The trade-off, he says, is that the bigger salary is enough for a comfortable life in his hometown, but not in Beijing, where he lives in shared accommodation with two other men in his room.
In January, Chinese authorities launched a probe into the platforms’ conduct, citing excessive subsidy campaigns, price wars and road traffic concerns.
“The entire [restaurant] industry has fallen into a vicious cycle of ‘losing money to gain attention’, ultimately dragging down the recovery of consumption,” state media outlet the Economic Daily said in a commentary in March.
It declared it was “time to end the price wars”, which analysts have interpreted as presaging a further crackdown.

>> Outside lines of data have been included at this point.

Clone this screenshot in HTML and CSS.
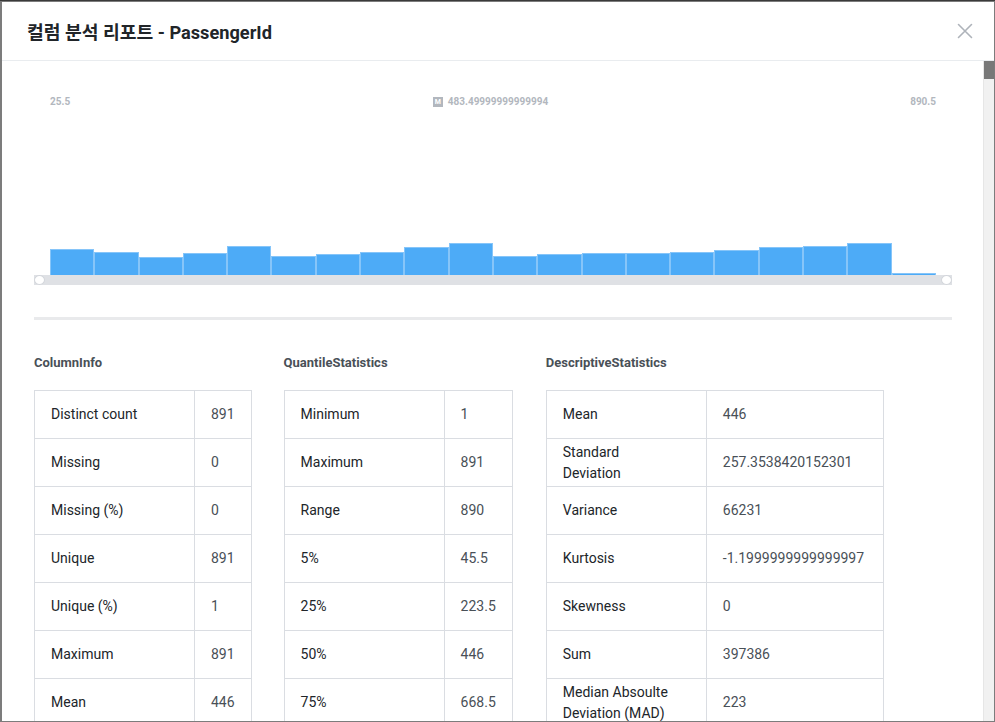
FILE: index.html
```html
<!DOCTYPE html>
<html lang="ko">
<head>
<meta charset="utf-8">
<title>컬럼 분석 리포트</title>
<link rel="stylesheet" href="styles.css">
</head>
<body>
<div class="screen">
  <div class="modal">
    <header class="modal-header">
      <h2 class="modal-title">컬럼 분석 리포트 - PassengerId</h2>
      <button class="close" aria-label="close">
        <svg width="16" height="16" viewBox="0 0 16 16"><path d="M1.5 1.5 L14.5 14.5 M14.5 1.5 L1.5 14.5" stroke="#aeb3ba" stroke-width="1.6" fill="none" stroke-linecap="round"/></svg>
      </button>
    </header>
    <div class="modal-body">
      <div class="content">
        <section class="chart">
          <div class="chart-labels">
            <span class="lbl-min">25.5</span>
            <span class="lbl-med"><span class="badge">M</span>483.49999999999994</span>
            <span class="lbl-max">890.5</span>
          </div>
          <div class="bars">
            <div class="bar" style="height:26px"></div>
            <div class="bar" style="height:23px"></div>
            <div class="bar" style="height:18px"></div>
            <div class="bar" style="height:22px"></div>
            <div class="bar" style="height:29px"></div>
            <div class="bar" style="height:19px"></div>
            <div class="bar" style="height:21px"></div>
            <div class="bar" style="height:23px"></div>
            <div class="bar" style="height:28px"></div>
            <div class="bar" style="height:32px"></div>
            <div class="bar" style="height:19px"></div>
            <div class="bar" style="height:21px"></div>
            <div class="bar" style="height:22px"></div>
            <div class="bar" style="height:22px"></div>
            <div class="bar" style="height:23px"></div>
            <div class="bar" style="height:25px"></div>
            <div class="bar" style="height:28px"></div>
            <div class="bar" style="height:29px"></div>
            <div class="bar" style="height:32px"></div>
            <div class="bar" style="height:2px"></div>
          </div>
          <div class="track"><span class="handle"></span><span class="handle"></span></div>
        </section>
        <div class="divider"></div>
        <div class="stats">
          <section class="stat-group">
            <h3 class="stat-title">ColumnInfo</h3>
            <div class="kv">
              <div class="k">Distinct count</div><div class="v">891</div>
              <div class="k">Missing</div><div class="v">0</div>
              <div class="k">Missing (%)</div><div class="v">0</div>
              <div class="k">Unique</div><div class="v">891</div>
              <div class="k">Unique (%)</div><div class="v">1</div>
              <div class="k">Maximum</div><div class="v">891</div>
              <div class="k">Mean</div><div class="v">446</div>
              <div class="k">Minimum</div><div class="v">1</div>
              <div class="k">Zeros</div><div class="v">0</div>
            </div>
          </section>
          <section class="stat-group">
            <h3 class="stat-title">QuantileStatistics</h3>
            <div class="kv">
              <div class="k">Minimum</div><div class="v">1</div>
              <div class="k">Maximum</div><div class="v">891</div>
              <div class="k">Range</div><div class="v">890</div>
              <div class="k">5%</div><div class="v">45.5</div>
              <div class="k">25%</div><div class="v">223.5</div>
              <div class="k">50%</div><div class="v">446</div>
              <div class="k">75%</div><div class="v">668.5</div>
              <div class="k">95%</div><div class="v">846.5</div>
              <div class="k">IQR</div><div class="v">445</div>
            </div>
          </section>
          <section class="stat-group stat-wide">
            <h3 class="stat-title">DescriptiveStatistics</h3>
            <div class="kv kv-wide">
              <div class="k">Mean</div><div class="v">446</div>
              <div class="k">Standard Deviation</div><div class="v">257.3538420152301</div>
              <div class="k">Variance</div><div class="v">66231</div>
              <div class="k">Kurtosis</div><div class="v">-1.1999999999999997</div>
              <div class="k">Skewness</div><div class="v">0</div>
              <div class="k">Sum</div><div class="v">397386</div>
              <div class="k">Median Absoulte Deviation (MAD)</div><div class="v">223</div>
              <div class="k">Coefficient of Variation</div><div class="v">0.5770</div>
            </div>
          </section>
        </div>
      </div>
      <div class="scrollbar"><div class="thumb"></div></div>
    </div>
  </div>
</div>
</body>
</html>
```

FILE: styles.css
```css
* { box-sizing: border-box; }
html, body { margin: 0; padding: 0; }
body {
  background: #7c7c7c;
  font-family: "Roboto", "Noto Sans CJK KR", "Noto Sans", sans-serif;
  color: #343a40;
}
.screen {
  width: 995px;
  height: 722px;
  padding: 1px 1px 2px 2px;
  border-top: 1px solid #3a3a3a;
  overflow: hidden;
}
.modal {
  width: 992px;
  height: 719px;
  background: #fff;
  display: flex;
  flex-direction: column;
  overflow: hidden;
}
.modal-header {
  flex: none;
  height: 59px;
  border-bottom: 1px solid #e9ecef;
  display: flex;
  align-items: center;
  justify-content: space-between;
  padding: 0 21px 0 25px;
}
.modal-title {
  margin: 0;
  font-family: "Roboto", "Noto Sans CJK KR", sans-serif;
  font-size: 18.2px;
  font-weight: 700;
  color: #212529;
}
.close {
  border: 0;
  background: transparent;
  padding: 0;
  width: 16px;
  height: 16px;
  display: flex;
  cursor: pointer;
}
.modal-body {
  flex: 1;
  display: flex;
  min-height: 0;
}
.content {
  flex: 1;
  overflow: hidden;
  padding: 35px 31px 0 32px;
}
.scrollbar {
  flex: none;
  width: 11px;
  background: #f1f1f1;
  border-left: 1px solid #e6e6e6;
}
.thumb {
  height: 18px;
  background: #787878;
}
.chart-labels {
  display: grid;
  grid-template-columns: 1fr auto 1fr;
  align-items: center;
  padding: 0 16px;
  font-size: 10px;
  line-height: 12px;
  font-weight: 700;
  color: #b2b7be;
}
.lbl-min { justify-self: start; }
.lbl-max { justify-self: end; }
.lbl-med { display: flex; align-items: center; gap: 5px; margin-left: -5px; }
.badge {
  width: 10px;
  height: 10px;
  background: #b2b7be;
  color: #fff;
  font-size: 7px;
  line-height: 10px;
  text-align: center;
  font-weight: 700;
}
.bars {
  height: 167px;
  display: flex;
  align-items: flex-end;
  padding: 0 16px;
}
.bar {
  flex: 1;
  background: #4dabf7;
  border: 1px solid #86c5f9;
  border-bottom: 0;
}
.track {
  height: 10px;
  background: #dfe1e5;
  display: flex;
  justify-content: space-between;
}
.handle {
  width: 11px;
  height: 10px;
  border-radius: 50%;
  background: #fff;
  border: 1px solid #d3d6db;
}
.divider {
  height: 3px;
  background: #e9eaec;
  margin-top: 32px;
}
.stats {
  display: flex;
  gap: 32px;
  align-items: flex-start;
  margin-top: 34px;
}
.stat-wide { margin-left: 1px; }
.stat-title {
  margin: 0 0 19px;
  font-size: 13px;
  line-height: 17px;
  font-weight: 700;
  color: #495057;
}
.kv {
  display: inline-grid;
  grid-template-columns: 160px max-content;
  border-top: 1px solid #dadde2;
  border-left: 1px solid #dadde2;
  font-size: 14px;
  line-height: 21px;
}
.k, .v {
  min-height: 48px;
  display: flex;
  align-items: center;
  border-right: 1px solid #dadde2;
  border-bottom: 1px solid #dadde2;
  padding: 2px 16px;
}
.k {
  padding-right: 32px;
  color: #212529;
  font-weight: 400;
}
.v {
  color: #495057;
}
.kv-wide .v {
  padding-right: 19px;
}
```
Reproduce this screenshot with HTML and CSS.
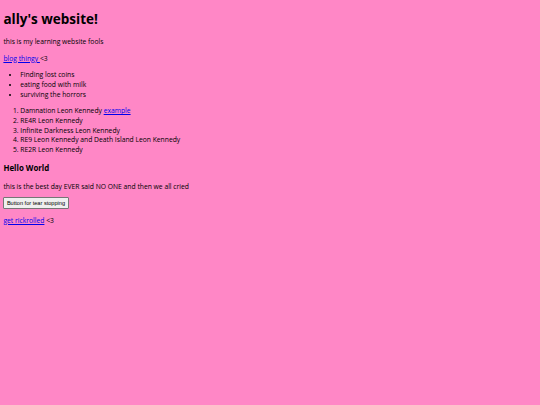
FILE: index.html
```html
<!DOCTYPE html>
<html>
<head>
<meta charset="utf-8">
<title>ally's website!</title>
<link rel="stylesheet" href="styles.css">
</head>
<body>
<h1 class="title">ally's website!</h1>
<p class="text">this is my learning website fools</p>
<p class="text"><a class="link" href="#">blog thingy </a>&lt;3</p>
<ul class="list">
<li>Finding lost coins</li>
<li>eating food with milk</li>
<li>surviving the horrors</li>
</ul>
<ol class="list">
<li>Damnation Leon Kennedy <a class="link" href="#">example</a></li>
<li>RE4R Leon Kennedy</li>
<li>Infinite Darkness Leon Kennedy</li>
<li>RE9 Leon Kennedy and Death Island Leon Kennedy</li>
<li>RE2R Leon Kennedy</li>
</ol>
<h3 class="heading">Hello World</h3>
<p class="text text-tight">this is the best day EVER said NO ONE and then we all cried</p>
<button class="btn" type="button">Button for tear stopping</button>
<p class="text"><a class="link" href="#">get rickrolled</a> &lt;3</p>
</body>
</html>
```
FILE: styles.css
```css
html {
  font-size: 6.75px;
  background: #ff87c6;
}
body {
  margin: 3.4px;
  font-family: "Comic Sans MS", "Open Sans", sans-serif;
  font-size: 6.75px;
  line-height: 1.45;
  color: #000;
}
.title {
  font-size: 2em;
  margin: 0.67em 0;
  line-height: 1.15;
}
.text {
  margin: 1em 0;
}
.text-tight {
  margin-bottom: 0.8em;
}
.list {
  margin: 1em 0;
  padding-left: 2.5em;
}
.heading {
  font-size: 1.17em;
  margin: 1em 0;
  line-height: 1.45;
}
.link {
  color: #0000ee;
}
.btn {
  font-family: "Liberation Sans", Arial, sans-serif;
  font-size: 5.6px;
  padding: 1.5px 2.5px;
  margin: 0;
  background: #efefef;
  border: 1px solid #767676;
  border-radius: 1px;
  color: #000;
  line-height: 1.15;
}
```
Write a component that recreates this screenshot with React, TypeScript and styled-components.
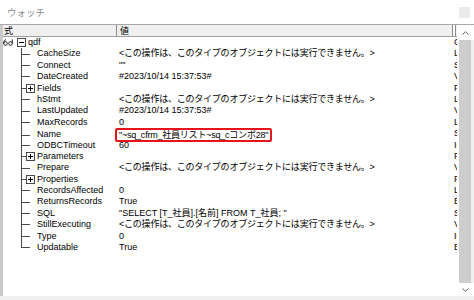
import React from 'react';
import styled, { createGlobalStyle } from 'styled-components';

const GlobalStyle = createGlobalStyle`
  html, body {
    margin: 0;
    padding: 0;
    background: #fff;
  }
  body {
    font-family: "Liberation Sans", "Noto Sans CJK JP", sans-serif;
    color: #000;
  }
`;

const ROW_H = 11.4;

const Window = styled.div`
  width: 474px;
  height: 300px;
  display: flex;
  flex-direction: column;
  background: #fff;
  overflow: hidden;
`;

const TitleBar = styled.div`
  height: 24px;
  flex: none;
  box-sizing: border-box;
  display: flex;
  align-items: flex-start;
  justify-content: space-between;
  padding: 7px 4px 0 7px;
`;

const Title = styled.span`
  font-family: "Noto Sans CJK JP", sans-serif;
  font-size: 9.5px;
  line-height: 11px;
  color: #8c8c8c;
`;

const CornerButton = styled.span`
  width: 11px;
  height: 11px;
  background: #ebebeb;
`;

const Body = styled.div`
  flex: 1;
  display: flex;
  min-height: 0;
  border-top: 1px solid #a8a8a8;
`;

const ListPane = styled.div`
  width: 457px;
  box-sizing: border-box;
  border-left: 3px solid #c9c9c9;
  display: flex;
  flex-direction: column;
  overflow: hidden;
`;

const HeaderRow = styled.div`
  height: 11px;
  flex: none;
  display: grid;
  grid-template-columns: 114px 336px 1fr;
  background: #f0f0f0;
  border-bottom: 1px solid #a0a0a0;
  font-family: "Noto Sans CJK JP", sans-serif;
  font-size: 9px;
  line-height: 11px;
`;

const HeaderCell = styled.div<{ $pad?: number; $tail?: boolean }>`
  box-sizing: border-box;
  height: 11px;
  padding-left: ${(p) => p.$pad ?? 0}px;
  border-right: ${(p) => (p.$tail ? 'none' : '1px solid #8a8a8a')};
  background: ${(p) =>
    p.$tail ? 'linear-gradient(to right, #fff 0 2px, #8a8a8a 2px 3px, #f0f0f0 3px)' : 'transparent'};
`;

const Row = styled.div`
  height: ${ROW_H}px;
  flex: none;
  display: grid;
  grid-template-columns: 114px 336px 1fr;
  font-size: 9px;
  line-height: ${ROW_H}px;
  white-space: nowrap;
`;

const TreeCell = styled.div<{ $indent: number }>`
  display: flex;
  align-items: center;
  padding-left: ${(p) => p.$indent}px;
`;

const Branch = styled.span<{ $len: number; $last?: boolean }>`
  width: ${(p) => p.$len}px;
  align-self: stretch;
  flex: none;
  background:
    linear-gradient(#4a4a4a, #4a4a4a) left top / 1px ${(p) => (p.$last ? '50%' : '100%')} no-repeat,
    linear-gradient(#4a4a4a, #4a4a4a) left center / 100% 1px no-repeat;
`;

const Label = styled.span<{ $gap: number }>`
  margin-left: ${(p) => p.$gap}px;
`;

const ValueCell = styled.div<{ $tight?: boolean }>`
  display: flex;
  align-items: center;
  padding-left: 2px;
  letter-spacing: ${(p) => (p.$tight ? '-0.22px' : 'normal')};
`;

const Highlight = styled.span`
  margin-left: -4px;
  padding: 0 2px;
  border: 2px solid #e8141c;
  border-radius: 2px;
  line-height: 10px;
  background: #fff;
`;

const TypeCell = styled.div`
  padding-left: 1px;
  overflow: hidden;
`;

const Scrollbar = styled.div`
  width: 15px;
  margin-left: 2px;
  display: flex;
  flex-direction: column;
  background: #f0f0f0;
`;

const ArrowBox = styled.div<{ $h: number }>`
  height: ${(p) => p.$h}px;
  flex: none;
  display: flex;
  align-items: center;
  justify-content: center;
  padding-right: 3px;
  background: #fff;
`;

const Thumb = styled.div`
  flex: 1;
  margin-right: 3px;
  background: #cdcdcd;
`;

const BottomStrip = styled.div`
  height: 4px;
  flex: none;
  background: #f0f0f0;
`;

const Glasses = () => (
  <svg width="10" height="7" viewBox="0 0 10 7" style={{ marginRight: 4, flex: 'none' }}>
    <g fill="none" stroke="#222" strokeWidth="1">
      <circle cx="2.5" cy="4.5" r="1.8" />
      <circle cx="7.5" cy="4.5" r="1.8" />
      <path d="M0.7 4.5C0.7 2.2 1.4 1 3 0.6" />
      <path d="M9.3 4.5V0.4" />
    </g>
  </svg>
);

const ExpandBox = ({ open }: { open?: boolean }) => (
  <svg width="9" height="9" viewBox="0 0 9 9" style={{ flex: 'none' }}>
    <rect x="0.5" y="0.5" width="8" height="8" fill="#fff" stroke="#4a4a4a" />
    <path d="M2 4.5h5" stroke="#000" />
    {!open && <path d="M4.5 2v5" stroke="#000" />}
  </svg>
);

const Chevron = ({ up }: { up?: boolean }) => (
  <svg width="7" height="4" viewBox="0 0 7 4">
    <path d={up ? 'M0.5 3.5L3.5 0.8L6.5 3.5' : 'M0.5 0.5L3.5 3.2L6.5 0.5'} fill="none" stroke="#606060" />
  </svg>
);

const NA = '<この操作は、このタイプのオブジェクトには実行できません。>';
const DATE = '#2023/10/14 15:37:53#';

type Item = {
  name: string;
  value?: string;
  type: string;
  expandable?: boolean;
  highlight?: boolean;
  tight?: boolean;
};

const items: Item[] = [
  { name: 'CacheSize', value: NA, type: 'Long', tight: true },
  { name: 'Connect', value: '""', type: 'String' },
  { name: 'DateCreated', value: DATE, type: 'Variant/Date' },
  { name: 'Fields', type: 'Fields/Fields', expandable: true },
  { name: 'hStmt', value: NA, type: 'Long', tight: true },
  { name: 'LastUpdated', value: DATE, type: 'Variant/Date' },
  { name: 'MaxRecords', value: '0', type: 'Long' },
  { name: 'Name', value: '"~sq_cfrm_社員リスト~sq_cコンボ28"', type: 'String', highlight: true, tight: true },
  { name: 'ODBCTimeout', value: '60', type: 'Integer' },
  { name: 'Parameters', type: 'Parameters/Parameters', expandable: true },
  { name: 'Prepare', value: NA, type: 'Variant', tight: true },
  { name: 'Properties', type: 'Properties/Properties', expandable: true },
  { name: 'RecordsAffected', value: '0', type: 'Long' },
  { name: 'ReturnsRecords', value: 'True', type: 'Boolean' },
  { name: 'SQL', value: '"SELECT [T_社員].[名前] FROM T_社員; "', type: 'String' },
  { name: 'StillExecuting', value: NA, type: 'Variant', tight: true },
  { name: 'Type', value: '0', type: 'Integer' },
  { name: 'Updatable', value: 'True', type: 'Boolean' },
];

const App = () => (
  <>
    <GlobalStyle />
    <Window>
      <TitleBar>
        <Title>ウォッチ</Title>
        <CornerButton />
      </TitleBar>
      <Body>
        <ListPane>
          <HeaderRow>
            <HeaderCell $pad={1}>式</HeaderCell>
            <HeaderCell $pad={3}>値</HeaderCell>
            <HeaderCell $tail />
          </HeaderRow>
          <Row>
            <TreeCell $indent={0}>
              <Glasses />
              <ExpandBox open />
              <Label $gap={2}>qdf</Label>
            </TreeCell>
            <ValueCell />
            <TypeCell>QueryDef/QueryDef</TypeCell>
          </Row>
          {items.map((item, index) => (
            <Row key={item.name}>
              <TreeCell $indent={18}>
                <Branch $len={item.expandable ? 5 : 9} $last={index === items.length - 1} />
                {item.expandable && <ExpandBox />}
                <Label $gap={item.expandable ? 2 : 7}>{item.name}</Label>
              </TreeCell>
              <ValueCell $tight={item.tight}>
                {item.highlight ? <Highlight>{item.value}</Highlight> : item.value}
              </ValueCell>
              <TypeCell>{item.type}</TypeCell>
            </Row>
          ))}
        </ListPane>
        <Scrollbar>
          <ArrowBox $h={15}>
            <Chevron up />
          </ArrowBox>
          <Thumb />
          <ArrowBox $h={13}>
            <Chevron />
          </ArrowBox>
        </Scrollbar>
      </Body>
      <BottomStrip />
    </Window>
  </>
);

export default App;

The first major step in this direction came in April, when authorities hit seven tech giants, including Meituan, Alibaba and JD.com, with fines totalling 3.6 billion yuan ($741 million) for running unlicensed ghost kitchens to pump out cheap meals – the most severe penalty to date levied on the food delivery industry.
Meituan, Alibaba and JD.com did not respond to a request for comment.
Last year, one of the top-performing drivers at Mu’s workstation was involved in an accident after running a red light. His thighbone was broken, Mu says, leaving him unable to work as a rider again, and with little safety net to cushion the blow.
It was a reminder of the precarious reality that confronts China’s gig workers, but Mu can’t afford to dwell on these possibilities.
“As long as I can alleviate the burden on my family and provide a sense of security and happiness to my wife and children, I feel satisfied enough,” he says.